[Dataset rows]
──────────────────────────────
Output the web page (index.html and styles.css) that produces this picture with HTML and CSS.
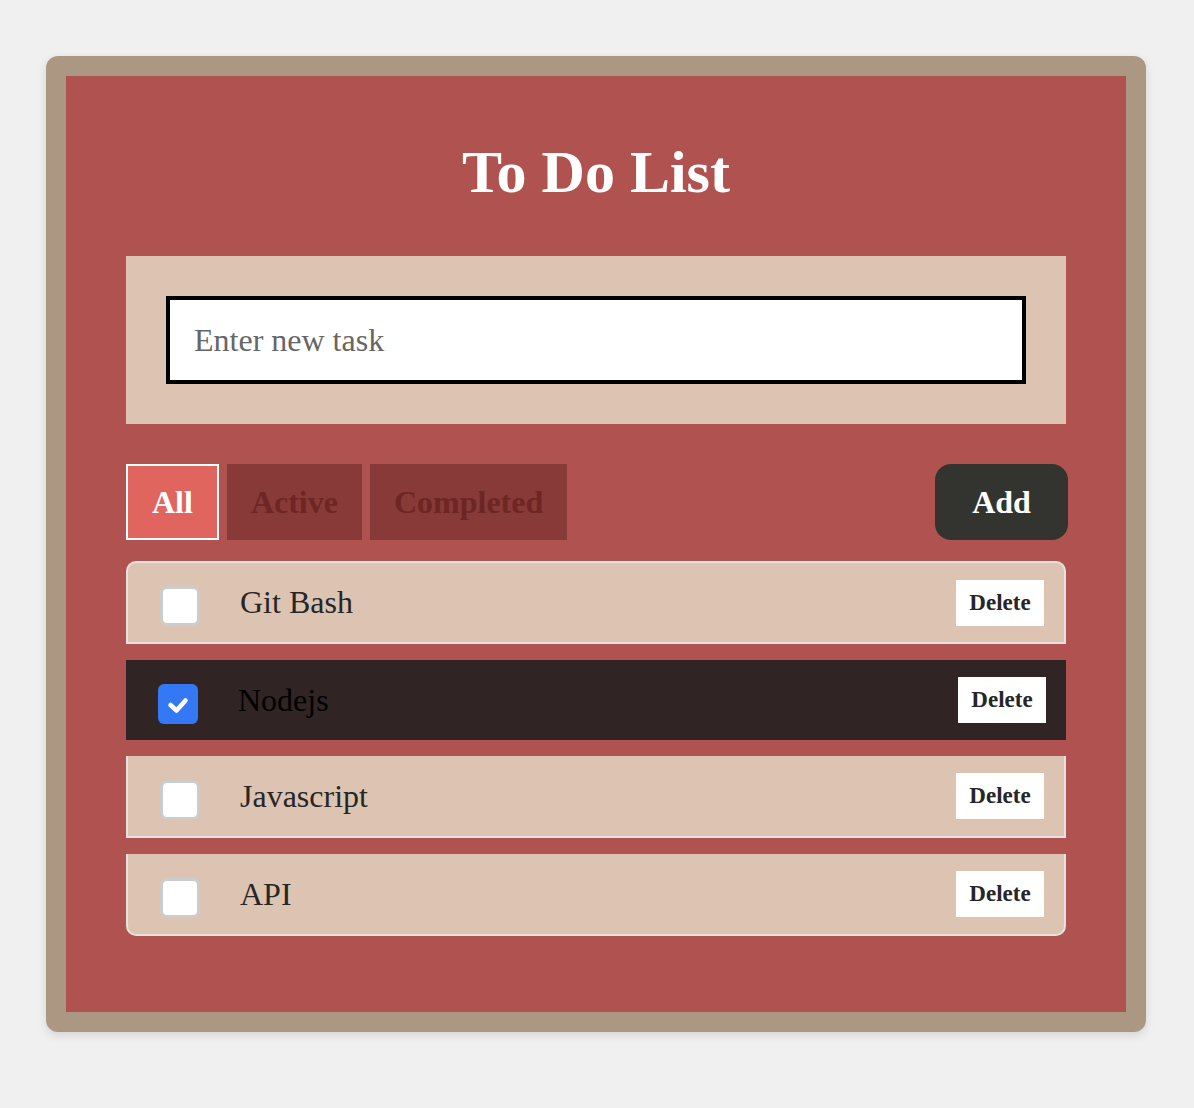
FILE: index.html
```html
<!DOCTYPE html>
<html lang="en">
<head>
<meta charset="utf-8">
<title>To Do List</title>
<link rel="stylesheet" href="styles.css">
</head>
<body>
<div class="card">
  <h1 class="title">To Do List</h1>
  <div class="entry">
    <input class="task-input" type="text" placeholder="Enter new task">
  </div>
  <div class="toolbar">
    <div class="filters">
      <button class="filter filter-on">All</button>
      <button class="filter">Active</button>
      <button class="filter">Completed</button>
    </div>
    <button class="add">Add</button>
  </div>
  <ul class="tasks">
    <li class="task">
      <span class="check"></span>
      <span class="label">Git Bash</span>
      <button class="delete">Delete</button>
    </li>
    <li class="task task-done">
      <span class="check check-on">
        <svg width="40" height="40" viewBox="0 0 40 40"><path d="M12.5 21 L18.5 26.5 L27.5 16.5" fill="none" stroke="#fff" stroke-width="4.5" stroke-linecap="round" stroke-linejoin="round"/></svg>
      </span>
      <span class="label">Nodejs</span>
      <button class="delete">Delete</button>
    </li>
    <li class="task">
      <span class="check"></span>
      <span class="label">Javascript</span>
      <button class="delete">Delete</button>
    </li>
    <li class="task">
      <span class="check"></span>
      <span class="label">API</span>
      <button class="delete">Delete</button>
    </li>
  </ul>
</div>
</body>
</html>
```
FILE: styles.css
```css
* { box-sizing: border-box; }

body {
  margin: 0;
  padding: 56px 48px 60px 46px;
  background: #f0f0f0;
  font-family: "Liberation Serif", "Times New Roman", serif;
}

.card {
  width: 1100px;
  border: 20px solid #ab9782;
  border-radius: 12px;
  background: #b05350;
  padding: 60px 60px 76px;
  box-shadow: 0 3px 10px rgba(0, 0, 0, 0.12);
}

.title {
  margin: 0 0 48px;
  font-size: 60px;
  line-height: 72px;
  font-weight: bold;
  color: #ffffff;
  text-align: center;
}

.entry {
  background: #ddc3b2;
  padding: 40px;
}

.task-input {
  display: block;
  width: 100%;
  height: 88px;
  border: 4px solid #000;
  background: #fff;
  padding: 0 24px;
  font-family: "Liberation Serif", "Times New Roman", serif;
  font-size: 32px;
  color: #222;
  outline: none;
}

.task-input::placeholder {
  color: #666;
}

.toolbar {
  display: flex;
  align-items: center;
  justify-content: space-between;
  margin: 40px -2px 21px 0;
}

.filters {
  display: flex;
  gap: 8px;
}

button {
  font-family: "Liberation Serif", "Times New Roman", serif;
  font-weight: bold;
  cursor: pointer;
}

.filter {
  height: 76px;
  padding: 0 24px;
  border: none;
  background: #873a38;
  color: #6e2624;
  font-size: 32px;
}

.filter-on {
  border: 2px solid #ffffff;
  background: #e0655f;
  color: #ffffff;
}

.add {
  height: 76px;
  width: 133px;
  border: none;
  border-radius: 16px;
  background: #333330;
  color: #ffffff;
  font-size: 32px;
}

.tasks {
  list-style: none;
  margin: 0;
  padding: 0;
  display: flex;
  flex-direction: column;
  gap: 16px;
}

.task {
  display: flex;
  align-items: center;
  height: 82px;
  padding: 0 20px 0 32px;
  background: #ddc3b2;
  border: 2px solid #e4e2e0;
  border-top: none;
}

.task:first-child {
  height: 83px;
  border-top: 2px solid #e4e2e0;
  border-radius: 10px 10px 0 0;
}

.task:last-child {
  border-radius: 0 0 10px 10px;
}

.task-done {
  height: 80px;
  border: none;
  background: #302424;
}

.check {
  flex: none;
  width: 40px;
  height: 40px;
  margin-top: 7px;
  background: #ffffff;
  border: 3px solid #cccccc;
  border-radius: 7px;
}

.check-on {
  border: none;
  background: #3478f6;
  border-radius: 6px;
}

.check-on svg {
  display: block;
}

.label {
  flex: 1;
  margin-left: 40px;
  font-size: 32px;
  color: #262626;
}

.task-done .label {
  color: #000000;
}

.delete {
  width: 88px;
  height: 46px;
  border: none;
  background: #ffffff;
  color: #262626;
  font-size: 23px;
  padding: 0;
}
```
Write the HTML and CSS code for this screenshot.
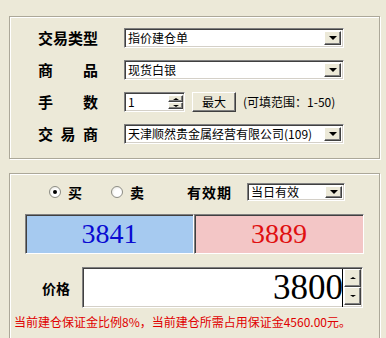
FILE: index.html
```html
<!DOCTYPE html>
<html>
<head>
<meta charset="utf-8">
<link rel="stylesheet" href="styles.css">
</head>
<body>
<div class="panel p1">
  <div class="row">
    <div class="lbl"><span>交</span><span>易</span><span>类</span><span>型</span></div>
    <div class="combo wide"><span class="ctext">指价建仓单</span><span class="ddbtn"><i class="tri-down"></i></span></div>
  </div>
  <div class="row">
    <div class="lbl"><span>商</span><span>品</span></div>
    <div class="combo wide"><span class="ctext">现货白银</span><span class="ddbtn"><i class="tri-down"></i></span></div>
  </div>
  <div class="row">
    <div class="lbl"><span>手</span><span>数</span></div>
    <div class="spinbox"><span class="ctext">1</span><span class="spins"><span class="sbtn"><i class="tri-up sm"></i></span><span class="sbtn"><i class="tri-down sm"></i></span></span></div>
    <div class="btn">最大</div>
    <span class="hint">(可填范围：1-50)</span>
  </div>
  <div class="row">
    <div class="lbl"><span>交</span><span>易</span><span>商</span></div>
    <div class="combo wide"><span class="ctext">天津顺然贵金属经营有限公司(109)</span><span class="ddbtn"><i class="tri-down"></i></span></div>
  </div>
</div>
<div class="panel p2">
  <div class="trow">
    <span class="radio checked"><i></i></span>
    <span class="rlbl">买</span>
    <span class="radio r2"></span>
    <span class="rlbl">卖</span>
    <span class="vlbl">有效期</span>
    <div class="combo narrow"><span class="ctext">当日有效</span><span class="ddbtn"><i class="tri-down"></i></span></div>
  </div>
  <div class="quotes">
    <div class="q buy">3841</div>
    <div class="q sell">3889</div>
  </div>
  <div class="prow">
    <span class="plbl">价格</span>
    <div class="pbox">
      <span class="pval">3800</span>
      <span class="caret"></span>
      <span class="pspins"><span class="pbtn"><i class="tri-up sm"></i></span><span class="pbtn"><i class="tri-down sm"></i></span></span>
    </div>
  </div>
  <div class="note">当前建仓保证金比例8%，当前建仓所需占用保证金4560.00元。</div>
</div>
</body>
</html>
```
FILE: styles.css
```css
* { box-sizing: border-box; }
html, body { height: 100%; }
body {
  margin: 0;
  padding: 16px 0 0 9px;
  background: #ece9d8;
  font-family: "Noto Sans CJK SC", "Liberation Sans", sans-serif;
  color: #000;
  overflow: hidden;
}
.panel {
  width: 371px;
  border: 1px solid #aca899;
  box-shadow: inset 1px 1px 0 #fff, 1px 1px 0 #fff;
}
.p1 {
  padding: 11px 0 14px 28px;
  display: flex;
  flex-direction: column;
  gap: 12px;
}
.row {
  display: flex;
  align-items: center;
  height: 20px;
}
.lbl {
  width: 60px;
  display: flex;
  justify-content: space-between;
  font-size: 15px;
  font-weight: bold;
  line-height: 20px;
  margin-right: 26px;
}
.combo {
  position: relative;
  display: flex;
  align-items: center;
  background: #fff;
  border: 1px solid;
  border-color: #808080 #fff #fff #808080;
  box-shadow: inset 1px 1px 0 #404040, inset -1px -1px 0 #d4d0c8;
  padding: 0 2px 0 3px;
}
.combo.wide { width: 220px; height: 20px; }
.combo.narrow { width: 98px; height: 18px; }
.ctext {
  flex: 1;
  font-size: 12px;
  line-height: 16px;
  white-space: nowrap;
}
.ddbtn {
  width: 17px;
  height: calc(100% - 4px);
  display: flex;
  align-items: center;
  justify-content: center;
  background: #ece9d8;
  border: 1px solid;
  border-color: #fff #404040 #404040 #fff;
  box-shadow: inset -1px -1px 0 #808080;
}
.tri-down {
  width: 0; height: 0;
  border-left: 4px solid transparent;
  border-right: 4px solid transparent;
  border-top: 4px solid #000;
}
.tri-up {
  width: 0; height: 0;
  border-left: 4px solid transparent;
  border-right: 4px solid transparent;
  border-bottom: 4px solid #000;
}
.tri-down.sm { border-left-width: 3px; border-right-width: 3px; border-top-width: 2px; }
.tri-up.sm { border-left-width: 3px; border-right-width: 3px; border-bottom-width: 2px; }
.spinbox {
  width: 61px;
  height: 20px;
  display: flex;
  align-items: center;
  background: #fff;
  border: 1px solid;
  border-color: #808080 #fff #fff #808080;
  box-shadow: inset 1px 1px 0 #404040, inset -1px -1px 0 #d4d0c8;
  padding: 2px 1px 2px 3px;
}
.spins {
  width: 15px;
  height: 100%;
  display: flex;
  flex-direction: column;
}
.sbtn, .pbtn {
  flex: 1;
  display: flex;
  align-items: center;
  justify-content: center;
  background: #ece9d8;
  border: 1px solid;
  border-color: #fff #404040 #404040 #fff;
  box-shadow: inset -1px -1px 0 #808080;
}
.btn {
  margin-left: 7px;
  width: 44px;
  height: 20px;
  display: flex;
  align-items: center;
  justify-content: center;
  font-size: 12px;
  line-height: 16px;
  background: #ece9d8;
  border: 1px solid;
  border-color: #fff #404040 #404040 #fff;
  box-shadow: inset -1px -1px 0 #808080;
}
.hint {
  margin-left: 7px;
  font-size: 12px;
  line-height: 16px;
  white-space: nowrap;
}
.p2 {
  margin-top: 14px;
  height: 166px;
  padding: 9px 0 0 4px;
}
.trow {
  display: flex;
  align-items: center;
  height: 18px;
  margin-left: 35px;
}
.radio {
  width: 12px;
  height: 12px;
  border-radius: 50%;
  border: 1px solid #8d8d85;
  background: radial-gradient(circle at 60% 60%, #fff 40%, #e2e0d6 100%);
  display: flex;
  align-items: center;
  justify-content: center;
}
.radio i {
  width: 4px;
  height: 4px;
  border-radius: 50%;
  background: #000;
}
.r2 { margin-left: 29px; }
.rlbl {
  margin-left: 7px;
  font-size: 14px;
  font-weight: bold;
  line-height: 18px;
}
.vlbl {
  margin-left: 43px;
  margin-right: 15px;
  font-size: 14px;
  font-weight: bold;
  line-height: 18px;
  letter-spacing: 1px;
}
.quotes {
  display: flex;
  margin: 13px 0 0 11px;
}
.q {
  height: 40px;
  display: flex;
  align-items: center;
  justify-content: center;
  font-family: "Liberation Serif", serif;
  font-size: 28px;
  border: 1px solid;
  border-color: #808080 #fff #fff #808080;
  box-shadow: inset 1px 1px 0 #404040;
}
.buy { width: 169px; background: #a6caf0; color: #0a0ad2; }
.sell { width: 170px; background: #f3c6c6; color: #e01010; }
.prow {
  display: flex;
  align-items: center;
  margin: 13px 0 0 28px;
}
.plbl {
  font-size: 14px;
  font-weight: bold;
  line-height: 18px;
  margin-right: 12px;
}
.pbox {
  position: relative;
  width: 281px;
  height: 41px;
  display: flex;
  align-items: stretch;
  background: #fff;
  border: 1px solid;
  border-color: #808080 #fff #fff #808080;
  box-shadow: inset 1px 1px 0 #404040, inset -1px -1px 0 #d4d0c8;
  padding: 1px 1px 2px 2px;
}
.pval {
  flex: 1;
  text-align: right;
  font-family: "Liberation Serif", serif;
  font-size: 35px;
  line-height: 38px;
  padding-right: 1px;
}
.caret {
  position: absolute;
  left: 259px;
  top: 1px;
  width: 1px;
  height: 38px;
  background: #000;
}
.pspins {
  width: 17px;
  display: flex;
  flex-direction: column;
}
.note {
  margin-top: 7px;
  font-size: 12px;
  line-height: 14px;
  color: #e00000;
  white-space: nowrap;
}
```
──────────────────────────────
Instructions to follow:
Copy every line of the records above that contains "this".

Correct answer:
Output the web page (index.html and styles.css) that produces this picture with HTML and CSS.
Write the HTML and CSS code for this screenshot.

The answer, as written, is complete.